ル・コルビュジエの建築作品

ル・コルビュジエ(1887-1965)は、20世紀に世界中に深い影響を与えた最も優れた建築家のひとりとされている。彼は建築の国際化と都市計画に取り組んだ巨匠であり、彼が20世紀後半にもたらした影響は計り知れない。ユネスコはル・コルビュジエの功績を評価し、世界7か国に現存する17作品を世界遺産一覧表へ記載することを決定した。そのうちの2作品がスイスにある。レマン湖畔の小さな家(コルソー)と、イムーブル・クラルテ(ジュネーブ)だ。

Maison Clarté Genf
イムーブル・クラルテは、ル・コルビュジエの設計図に基づいて、1930年から1932年にかけてジュネーブに建てられた全50戸の快適な賃貸集合住宅である ©
概要

構成資産

7か国・3つの大陸に所在する17建築作品記載された17施設は、半世紀にわたってル・コルビュジエが成し遂げた近代建築運動への顕著な貢献を体現している。

所在国

アルゼンチン、ベルギー、ドイツ、フランス、インド、日本、スイス

世界遺産一覧表への記載年

2016 年

記載理由

世界遺産条約履行のための作業指針第137条により、ル・コルビュジエの建築作品は連続性のある国境を越える資産と認められたため。ル・コルビュジエの建築作品は、20世紀の近代建築と建築家という職業に起こった深い変化を具体的に表現している。 

特徴

ル・コルビュジエは近代建築の先駆者であり、新しい時代を切り開いた。
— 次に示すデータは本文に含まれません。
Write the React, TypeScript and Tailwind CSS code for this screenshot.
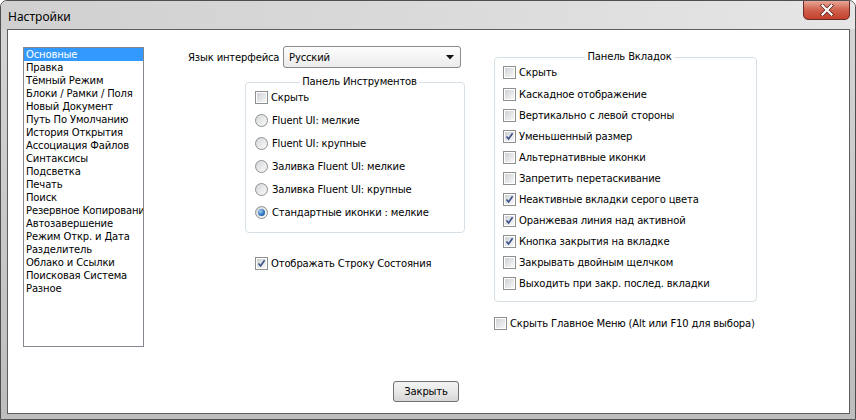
import React from "react";

const sections = [
  "Основные",
  "Правка",
  "Тёмный Режим",
  "Блоки / Рамки / Поля",
  "Новый Документ",
  "Путь По Умолчанию",
  "История Открытия",
  "Ассоциация Файлов",
  "Синтаксисы",
  "Подсветка",
  "Печать",
  "Поиск",
  "Резервное Копирование",
  "Автозавершение",
  "Режим Откр. и Дата",
  "Разделитель",
  "Облако и Ссылки",
  "Поисковая Система",
  "Разное",
];

const toolbarOptions = [
  "Fluent UI: мелкие",
  "Fluent UI: крупные",
  "Заливка Fluent UI: мелкие",
  "Заливка Fluent UI: крупные",
  "Стандартные иконки : мелкие",
];

const tabOptions = [
  { label: "Каскадное отображение", checked: false },
  { label: "Вертикально с левой стороны", checked: false },
  { label: "Уменьшенный размер", checked: true },
  { label: "Альтернативные иконки", checked: false },
  { label: "Запретить перетаскивание", checked: false },
  { label: "Неактивные вкладки серого цвета", checked: true },
  { label: "Оранжевая линия над активной", checked: true },
  { label: "Кнопка закрытия на вкладке", checked: true },
  { label: "Закрывать двойным щелчком", checked: false },
  { label: "Выходить при закр. послед. вкладки", checked: false },
];

function CheckBox({ checked }: { checked?: boolean }) {
  return (
    <span className="w-[13px] h-[13px] border border-[#8e8f8f] bg-white p-px flex shrink-0">
      <span className="flex-1 bg-gradient-to-br from-[#cfd2d6] to-[#f7f7f7] flex items-center justify-center">
        {checked && (
          <svg width="9" height="9" viewBox="0 0 9 9">
            <path d="M1.5 4.5 L3.6 7 L7.6 1.2" fill="none" stroke="#3a4f8a" strokeWidth="1.6" />
          </svg>
        )}
      </span>
    </span>
  );
}

function Radio({ checked }: { checked?: boolean }) {
  return (
    <span className="w-[13px] h-[13px] rounded-full border border-[#8e8f8f] bg-gradient-to-br from-[#d4d6d9] to-[#fbfbfb] flex items-center justify-center shrink-0">
      {checked && (
        <span className="w-[7px] h-[7px] rounded-full bg-[radial-gradient(circle_at_35%_35%,#9fd0f5,#2a6cb8_60%,#1b4d8c)]" />
      )}
    </span>
  );
}

export default function App() {
  return (
    <div
      className="w-[856px] h-[420px] bg-gradient-to-b from-[#d6d6d6] to-[#bdbdbd] border border-[#4f4f4f] rounded-t-[7px] flex flex-col text-[10px] tracking-[-0.15px] text-black overflow-hidden"
      style={{ fontFamily: '"DejaVu Sans", sans-serif' }}
    >
      {/* Title bar */}
      <div className="h-[28px] flex items-start justify-between bg-gradient-to-r from-[#d0d0d0] via-[#dadada] to-[#e6e6e6]">
        <span className="pl-[7px] pt-[7px] text-[12px] tracking-normal" style={{ fontFamily: '"Noto Sans", sans-serif' }}>
          Настройки
        </span>
        <div className="mr-[5px] w-[47px] h-[20px] -mt-px rounded-b-[5px] border border-[#6a2c24] bg-gradient-to-b from-[#e7a597] via-[#d0604c] to-[#c2402d] flex items-center justify-center">
          <svg width="14" height="12" viewBox="0 0 14 12">
            <path d="M2.5 1.5 L11.5 10.5 M11.5 1.5 L2.5 10.5" stroke="#5a1c14" strokeWidth="3.6" strokeLinecap="square" />
            <path d="M2.5 1.5 L11.5 10.5 M11.5 1.5 L2.5 10.5" stroke="#ffffff" strokeWidth="2.2" strokeLinecap="square" />
          </svg>
        </div>
      </div>

      {/* Client area */}
      <div className="ml-[6px] mr-[5px] mb-[5px] flex-1 bg-white border border-[#5e5e5e] flex flex-col">
        <div className="flex items-start">
          {/* Section list */}
          <div className="ml-[15px] mt-[17px] w-[121px] h-[300px] border border-[#828790] overflow-hidden">
            {sections.map((s, i) => (
              <div
                key={s}
                className={`h-[13px] leading-[13px] pl-[2px] whitespace-nowrap ${i === 0 ? "bg-[#3399ff] text-white" : ""}`}
              >
                {s}
              </div>
            ))}
          </div>

          {/* Middle column */}
          <div className="ml-[44px] mt-[16px] w-[277px] flex flex-col">
            <div className="w-[273px] flex items-center justify-between">
              <span className="whitespace-nowrap">Язык интерфейса</span>
              <div className="w-[178px] h-[22px] border border-[#8a8a8a] rounded-[3px] bg-gradient-to-b from-[#fdfdfd] to-[#ebebeb] flex items-center justify-between pl-[5px] pr-[6px]">
                <span>Русский</span>
                <svg width="8" height="5" viewBox="0 0 8 5">
                  <path d="M0 0 H8 L4 4.5 Z" fill="#111" />
                </svg>
              </div>
            </div>

            <fieldset className="ml-[57px] mt-[7px] w-[220px] border border-[#d5dfe5] rounded-[4px] pl-[9px] pb-[8px]">
              <legend className="mx-auto px-[2px] leading-[14px]">Панель Инструментов</legend>
              <div className="h-[16px] flex items-center gap-[3px]">
                <CheckBox />
                <span>Скрыть</span>
              </div>
              <div className="mt-[4px] flex flex-col">
                {toolbarOptions.map((o, i) => (
                  <div key={o} className="h-[23px] flex items-center gap-[4px]">
                    <Radio checked={i === toolbarOptions.length - 1} />
                    <span>{o}</span>
                  </div>
                ))}
              </div>
            </fieldset>

            <div className="ml-[67px] mt-[22px] h-[16px] flex items-center gap-[3px]">
              <CheckBox checked />
              <span>Отображать Строку Состояния</span>
            </div>
          </div>

          {/* Right column */}
          <div className="ml-[29px] mt-[20px] flex flex-col">
            <fieldset className="w-[263px] border border-[#d5dfe5] rounded-[4px] pl-[8px] pb-[7px]">
              <legend className="mx-auto px-[2px] leading-[14px]">Панель Вкладок</legend>
              <div className="h-[16px] flex items-center gap-[3px]">
                <CheckBox />
                <span>Скрыть</span>
              </div>
              <div className="mt-[4px] flex flex-col">
                {tabOptions.map((o) => (
                  <div key={o.label} className="h-[21px] flex items-center gap-[3px]">
                    <CheckBox checked={o.checked} />
                    <span>{o.label}</span>
                  </div>
                ))}
              </div>
            </fieldset>

            <div className="mt-[13px] h-[16px] flex items-center gap-[3px]">
              <CheckBox />
              <span>Скрыть Главное Меню (Alt или F10 для выбора)</span>
            </div>
          </div>
        </div>

        <div className="flex-1" />

        <div className="flex justify-center pr-[5px] pb-[11px]">
          <button className="w-[66px] h-[21px] border border-[#707070] rounded-[3px] bg-gradient-to-b from-[#f4f4f4] via-[#e8e8e8] to-[#d6d6d6]">
            Закрыть
          </button>
        </div>
      </div>
    </div>
  );
}
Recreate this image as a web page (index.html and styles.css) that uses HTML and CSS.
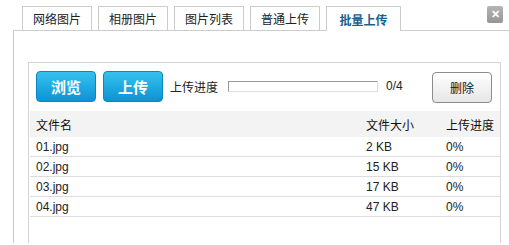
FILE: index.html
```html
<!DOCTYPE html>
<html lang="zh-CN">
<head>
    <meta charset="UTF-8" />
    <title>批量上传</title>
    <link rel="stylesheet" href="styles.css">
</head>
<body>
    <div class="dialog">
        <!-- ===== Pestañas ===== -->
        <div class="tabbar">
            <span class="tab">网络图片</span>
            <span class="tab">相册图片</span>
            <span class="tab">图片列表</span>
            <span class="tab">普通上传</span>
            <span class="tab tab-active">批量上传</span>
            <span class="close">&#x2715;</span>
        </div>

        <!-- ===== Contenido ===== -->
        <div class="content">
            <div class="panel">
                <div class="toolbar">
                    <button class="btn-blue">浏览</button>
                    <button class="btn-blue">上传</button>
                    <span class="label">上传进度</span>
                    <span class="progress"></span>
                    <span class="count">0/4</span>
                    <button class="btn-gray">删除</button>
                </div>

                <table class="files">
                    <thead>
                        <tr>
                            <th class="col-name">文件名</th>
                            <th class="col-size">文件大小</th>
                            <th>上传进度</th>
                        </tr>
                    </thead>
                    <tbody>
                        <tr><td>01.jpg</td><td>2 KB</td><td>0%</td></tr>
                        <tr><td>02.jpg</td><td>15 KB</td><td>0%</td></tr>
                        <tr><td>03.jpg</td><td>17 KB</td><td>0%</td></tr>
                        <tr><td>04.jpg</td><td>47 KB</td><td>0%</td></tr>
                    </tbody>
                </table>
            </div>
        </div>
    </div>
</body>
</html>
```

FILE: styles.css
```css
:root {
    --line: #cccccc;
    --row-line: #dddddd;
    --tab-active: #1a5f8e;
    --text-base: #222;
}

body {
    margin: 0;
    background: #fff;
    font-family: "Liberation Sans", "Noto Sans CJK SC", sans-serif;
    font-size: 12px;
    color: var(--text-base);
}

/* ====== Pestañas ====== */
.dialog {
    padding-top: 6px;
}
.tabbar {
    display: flex;
    align-items: flex-end;
    gap: 6px;
    margin-left: 13px;
    padding: 0 6px 0 9px;
    border-bottom: 1px solid var(--line);
}
.tab {
    display: flex;
    align-items: center;
    justify-content: center;
    width: 68px;
    height: 23px;
    border: 1px solid var(--line);
    border-bottom: none;
    background: #fff;
    font-family: "Noto Sans CJK SC", sans-serif;
    color: #222;
}
.tab-active {
    width: 73px;
    height: 24px;
    margin-bottom: -1px;
    font-weight: bold;
    color: var(--tab-active);
}
.close {
    margin-left: auto;
    align-self: flex-start;
    width: 16px;
    height: 17px;
    border-radius: 2px;
    background: linear-gradient(#b4b4b4, #969696);
    color: #fff;
    font-size: 11px;
    font-weight: bold;
    line-height: 17px;
    text-align: center;
}

/* ====== Contenido ====== */
.content {
    margin-left: 13px;
    border-left: 1px solid var(--line);
    padding: 31px 8px 0 14px;
    height: 181px;
}
.panel {
    border: 1px solid #d4d4d4;
    border-bottom: none;
    padding: 7px 0 0 0;
    height: 173px;
}

.toolbar {
    display: flex;
    align-items: center;
    padding: 0 8px 0 7px;
    height: 32px;
}
.btn-blue {
    width: 60px;
    height: 31px;
    margin-right: 7px;
    border: 1px solid #0b86c4;
    border-radius: 4px;
    background: linear-gradient(#35c2ee, #0d92d4);
    color: #fff;
    font-family: "Noto Sans CJK SC", sans-serif;
    font-size: 15px;
    font-weight: bold;
    padding: 0;
}
.label {
    font-family: "Noto Sans CJK SC", sans-serif;
    margin-right: 10px;
}
.progress {
    width: 148px;
    height: 9px;
    border: 1px solid #999;
    border-right-color: #ddd;
    border-bottom-color: #ddd;
    background: #fff;
}
.count {
    margin-left: 8px;
}
.btn-gray {
    margin-left: auto;
    margin-top: 2px;
    width: 60px;
    height: 31px;
    border: 1px solid #8c8c8c;
    border-radius: 4px;
    background: linear-gradient(#ffffff, #e6e6e6);
    color: #111;
    font-family: "Noto Sans CJK SC", sans-serif;
    font-size: 12px;
    padding: 0;
}

/* ====== Tabla ====== */
.files {
    width: calc(100% - 1px);
    margin: 9px 0 0 1px;
    border-collapse: collapse;
}
.files th {
    height: 26px;
    padding: 0 0 0 6px;
    background: #f3f3f3;
    text-align: left;
    font-weight: normal;
    font-family: "Noto Sans CJK SC", sans-serif;
    color: #111;
}
.files td {
    height: 19px;
    padding: 0 0 0 6px;
    border-bottom: 1px solid var(--row-line);
    color: #222;
}
.col-name { width: 324px; }
.col-size { width: 74px; }
```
その作品は、ル・コルビュジエがもたらした近代建築運動の発展の証と言えよう。

レマン湖畔の小さな家(ヴィラ・ル・ラク)は、ル・コルビュジエとピエール・ジャンヌレが1923年から1924年にかけて手掛けた住居である。ル・コルビュジエは、レマン湖北側のほとり、コルソーに両親のために建てた別荘のことを「小さな家」と呼んでいた。平屋のヴィラは南向きで、湖に面するように作られた。ル・コルビュジエは、長さ16メートル、幅わずか4メートルのこの家を「住むための機械」と名付けた。この「住むための機械」という言葉は、現代人のニーズと日常活動に応えられるよう、必要最小限の面積に壁を取り払って建てられた新しいタイプの住宅を指す言葉としても使われた。

イムーブル・クラルテは、ル・コルビュジエと従兄弟のピエール・ジャンヌレの設計図に基づいて、1930年から1932年にかけてジュネーブに建てられた全50戸を有す快適な賃貸集合住宅である。ここで用いられたスチールフレームは、当時まったく前例のない画期的な建築技術であった。内部にある階段室2部屋の周りにはさまざまなタイプのアパートが施された。また、ル・コルビュジエが初めて賃貸集合住宅にメゾネット型の住居を採用したのも、イムーブル・クラルテにおいてであった。本建物は近代住宅を先駆けるプロトタイプであり、1950年代には彼の提案した近代住宅が世界中で採用されるようになった。

世界遺産とその「スイスらしさ」

シャルル=エドゥアール・ジャンヌレ、別名ル・コルビュジエは、1887年にスイスのラ・ショー=ド=フォンで生まれた。1917年になると、彼はパリに生活拠点を移して働くようになり、1920年に「ル・コルビュジエ」というペンネームを使い始めた。ル・コルビュジエは近代建築運動で最も重要で影響を与えた代表的な建築家である。彼の作品は、前衛建築に関して第一次世界大戦終戦時に世界規模で起こった、前代未聞の価値観の交流の証でもある。

ル・コルビュジエの建築作品は、彼が半世紀にわたって近代建築運動にもたらした顕著な貢献と、建築様式や設計方法、過去の技術や工事管理方法における革命的な変化を物語っている。彼の作品は、建築、絵画、そして彫刻が統合した芸術の集大成を表現していると言えよう。ル・コルビュジエによる近代建築運動への貢献とは、半世紀を通じて全世界に着実に広められていった建築および文字による提案の顕著な総体なのである。